Basti pensare al caso più rilevante della casa cantoniera di Posada. L’Anas per questo immobile chiede per 20 anni un canone di concessione di 952 mila euro con uno scomputo di ben 700 mila euro di lavori da eseguire sull’immobile. Alla fine dei conti, il concessionario, se avrà eseguito i lavori da 700 mila euro, pagherà un canone mensile di 1.050 euro. Non si discosta la previsione per la cantoniera di Santa Teresa di Gallura con una valutazione di un canone base di 930 mila euro per 20 anni, e un importo lavori di 700 mila euro. In questo caso l’affitto-concessione sarebbe di 958 euro al mese. Nel montepremi dell’Anas sono posizionate tra le cantoniere d’oro anche quelle di San Teodoro, 509 mila euro di canone per 20 anni, di Narbolia, 574 mila, di Olbia, 586 mila, di Murta Maria sempre ad Olbia, per 470 mila, Villaputzu 436 mila, Alghero 426 mila. Tra le più povere quelle di Villasalto e Tonara con un canone asta di 125 mila euro l’una, Urzulei con 128 mila, Dorgali con 150 mila euro.

Le “povere”

L’affitto-concessione più basso lo pagherebbero per la cantoniera di Urzulei, con 125 mila euro di lavori previsti, si avrebbe un canone concessorio di 15,39 euro al mese per 20 anni, sulla stessa cifra anche Burcei che prevede un canone per 20 anni di 279 mila euro, con un investimento imposto di 275 mila euro e un canone mensile di 18,75 euro. L’Anas non spiega i conti economici, dice solo che, all’interno delle case cantoniere sarde, si riserva uno spazio per sé, magari con l’obiettivo di mantenere il possesso di un bene che ormai, in base allo Statuto sardo, da tempo dovrebbe essere già iscritto nel patrimonio della Regione. Nel bando, infine, c’è scritto che la concessione verrà rilasciata solo a chi fornirà servizi ai viandanti e turisti, dal cibo alle bevande, dalle informazioni all’assistenza.

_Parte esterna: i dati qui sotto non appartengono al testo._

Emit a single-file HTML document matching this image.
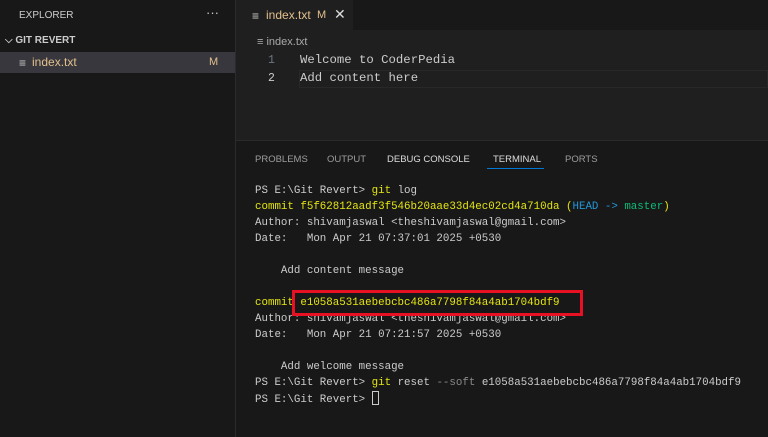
<!DOCTYPE html>
<html><head><style>
*{margin:0;padding:0;box-sizing:border-box}
body{width:768px;height:437px;background:#181818;font-family:"Liberation Sans",sans-serif;position:relative;overflow:hidden;color:#ccc}
.abs{position:absolute;white-space:pre}
.mono{font-family:"Liberation Mono",monospace;font-size:10.8px}
.y{color:#e5e510}.b{color:#2496d6}.g{color:#0dbc79}.gr{color:#8a8a8a}
</style></head><body>
<div class="abs" style="left:235px;top:0;width:1px;height:437px;background:#2b2b2b"></div>
<div class="abs" style="left:19px;top:10px;font-size:10px;color:#ccc">EXPLORER</div>
<div class="abs" style="left:206px;top:5px;font-size:13px;color:#ccc">···</div>
<div class="abs" style="left:5px;top:35px;font-size:10px;font-weight:bold;color:#ccc">⌵ GIT REVERT</div>
<div class="abs" style="left:0;top:52px;width:235px;height:21px;background:#37373d"></div>
<div class="abs" style="left:19px;top:56px;font-size:12px;color:#ccc">≡</div>
<div class="abs" style="left:32px;top:55px;font-size:12px;color:#e2c08d">index.txt</div>
<div class="abs" style="left:209px;top:56px;font-size:11px;color:#e2c08d">M</div>
<div class="abs" style="left:236px;top:30px;width:532px;height:407px;background:#1f1f1f"></div>
<div class="abs" style="left:236px;top:0;width:117px;height:31px;background:#1f1f1f"></div>
<div class="abs" style="left:252px;top:9px;font-size:12px;color:#ccc">≡</div>
<div class="abs" style="left:266px;top:8px;font-size:12px;color:#e2c08d">index.txt</div>
<div class="abs" style="left:317px;top:9px;font-size:11px;color:#e2c08d">M</div>
<div class="abs" style="left:334px;top:6px;font-size:14px;color:#ddd">✕</div>
<div class="abs" style="left:257px;top:36px;font-size:11px;color:#aaa">≡ index.txt</div>
<div class="abs mono" style="left:268px;top:54px;font-size:11.5px;color:#6e7681">1</div>
<div class="abs mono" style="left:268px;top:72px;font-size:11.5px;color:#ccc">2</div>
<div class="abs" style="left:299px;top:70px;width:469px;height:18px;border:1px solid #282828"></div>
<div class="abs mono" style="left:300px;top:53px;font-size:12.3px;color:#ccc">Welcome to CoderPedia</div>
<div class="abs mono" style="left:300px;top:71px;font-size:12.3px;color:#ccc">Add content here</div>
<div class="abs" style="left:236px;top:140px;width:532px;height:1px;background:#2b2b2b"></div>
<div class="abs" style="left:236px;top:141px;width:532px;height:296px;background:#181818"></div>
<div class="abs" style="left:255px;top:154px;font-size:9.5px;color:#9d9d9d">PROBLEMS</div>
<div class="abs" style="left:327px;top:154px;font-size:9.5px;color:#9d9d9d">OUTPUT</div>
<div class="abs" style="left:387px;top:154px;font-size:9.5px;color:#ddd">DEBUG CONSOLE</div>
<div class="abs" style="left:493px;top:154px;font-size:9.5px;color:#ddd">TERMINAL</div>
<div class="abs" style="left:487px;top:168px;width:57px;height:1px;background:#0078d4"></div>
<div class="abs" style="left:565px;top:154px;font-size:9.5px;color:#9d9d9d">PORTS</div>
<div class="abs mono" style="left:255px;top:183px;line-height:16px;color:#ccc">PS E:\Git Revert&gt; <span class="y">git</span> log
<span class="y">commit f5f62812aadf3f546b20aae33d4ec02cd4a710da (<span class="b">HEAD -&gt; </span><span class="g">master</span>)</span>
Author: shivamjaswal &lt;theshivamjaswal@gmail.com&gt;
Date:   Mon Apr 21 07:37:01 2025 +0530

    Add content message

<span class="y">commit e1058a531aebebcbc486a7798f84a4ab1704bdf9</span>
Author: shivamjaswal &lt;theshivamjaswal@gmail.com&gt;
Date:   Mon Apr 21 07:21:57 2025 +0530

    Add welcome message
PS E:\Git Revert&gt; <span class="y">git</span> reset <span class="gr">--soft</span> e1058a531aebebcbc486a7798f84a4ab1704bdf9
PS E:\Git Revert&gt; <span style="display:inline-block;width:7px;height:14px;border:1px solid #ccc;vertical-align:-3px"></span></div>
<div class="abs" style="left:292px;top:290px;width:291px;height:26px;border:3px solid #e81123"></div>
</body></html>
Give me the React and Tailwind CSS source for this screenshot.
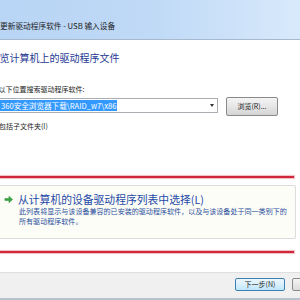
import React from "react";

const font = { fontFamily: '"Noto Sans CJK SC", "Noto Sans", sans-serif' };

function GreenArrow() {
  return (
    <svg width="9" height="9" viewBox="0 0 10 10">
      <path d="M1 4 H5.5 V1.5 L9.5 5 L5.5 8.5 V6 H1 Z" fill="#3aa845" stroke="#2a8a35" strokeWidth="0.6" strokeLinejoin="round" />
    </svg>
  );
}

export default function App() {
  return (
    <div className="w-[300px] h-[300px] overflow-hidden bg-white flex flex-col" style={font}>
      <div className="h-[40px] shrink-0 border-b border-[#a6b9ce] bg-gradient-to-r from-[#b9d5f5] via-[#bfd9f6] to-[#d8e9fb] flex items-end pb-[8px]">
        <span className="text-[7.7px] leading-[10px] text-[#1c1c1c] whitespace-nowrap">更新驱动程序软件 - USB 输入设备</span>
      </div>

      <div className="mt-[12px] -ml-[10.5px] text-[10px] leading-[12px] text-[#1f3a93] whitespace-nowrap">浏览计算机上的驱动程序文件</div>

      <div className="mt-[20px] -ml-[8.5px] text-[7px] leading-[10px] text-[#1c1c1c] whitespace-nowrap">在以下位置搜索驱动程序软件:</div>

      <div className="mt-[3px] h-[19px] flex items-start shrink-0">
        <div className="mt-[1px] -ml-[10px] w-[228px] h-[15px] border border-[#abadb3] bg-white flex items-center pl-[10px] pr-[3px]">
          <span className="bg-[#3399ff] text-white text-[7.6px] leading-[11px] whitespace-nowrap px-[1px] -ml-[1px]">360安全浏览器下载\RAID_w7\x86</span>
          <span className="flex-1" />
          <span className="w-0 h-0 border-l-[2.5px] border-r-[2.5px] border-t-[3px] border-l-transparent border-r-transparent border-t-[#333]" />
        </div>
        <div className="ml-[8px] w-[52px] h-[19px] rounded-[2px] border border-[#8a8a8a] bg-gradient-to-b from-[#f4f4f4] via-[#e6e6e6] to-[#d4d4d4] flex items-center justify-center text-[7px] text-[#1c1c1c] whitespace-nowrap">浏览(R)...</div>
      </div>

      <div className="mt-[5px] -ml-[1px] text-[7px] leading-[10px] text-[#1c1c1c] whitespace-nowrap">包括子文件夹(I)</div>

      <div className="mt-[45px] w-[294px] h-[2px] shrink-0 bg-[#d0283a] shadow-[0_0_1px_1px_rgba(230,120,130,0.5)]" />

      <div className="mt-[7px] -ml-[4px] w-[300px] h-[54px] shrink-0 border border-[#dcdcdc] rounded-[2px] bg-[#fdfdf7] flex flex-col pl-[7px] pt-[6px]">
        <div className="flex items-center h-[14px]">
          <GreenArrow />
          <span className="ml-[5px] text-[10.8px] leading-[14px] text-[#1e4aa8] whitespace-nowrap">从计算机的设备驱动程序列表中选择(L)</span>
        </div>
        <div className="ml-[15px] mt-[1px] text-[7.05px] leading-[9.5px] text-[#2a4f9c] whitespace-nowrap">
          <div>此列表将显示与该设备兼容的已安装的驱动程序软件，以及与该设备处于同一类别下的</div>
          <div>所有驱动程序软件。</div>
        </div>
      </div>

      <div className="mt-[12px] w-[294px] h-[2px] shrink-0 bg-[#d0283a] shadow-[0_0_1px_1px_rgba(230,120,130,0.5)]" />

      <div className="mt-[19px] flex-1 bg-[#f0f0f0] border-t border-[#dfdfdf] border-b-2 border-b-[#b8c2cc] flex items-start pt-[5px]">
        <div className="ml-[235px] w-[50px] h-[13px] shrink-0 rounded-[2px] border border-[#3c7fb1] bg-gradient-to-b from-[#eaf6fd] via-[#d9f0fc] to-[#bee6fd] flex items-center justify-center text-[7px] text-[#1c1c1c] whitespace-nowrap">下一步(N)</div>
        <div className="ml-[7px] w-[50px] h-[13px] shrink-0 rounded-[2px] border border-[#8a8a8a] bg-gradient-to-b from-[#f4f4f4] to-[#dcdcdc]" />
      </div>
    </div>
  );
}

Totò e la Fontana di Trevi

L’Anas, dunque, vuole che qualcuno ristrutturi a caro prezzo le case cantoniere dell’Isola, mandate in malora da decenni, vuole incassare soldi e continuare a far credere che quegli immobili sono roba sua. In attesa di conoscere i nomi dei nababbi che vogliono accaparrarsi le “cantoniere d’oro” è possibile che la Regione ricordi all’Anas che i tempi di Totò e Peppino, quando vendevano la Fontana di Trevi, sono finiti.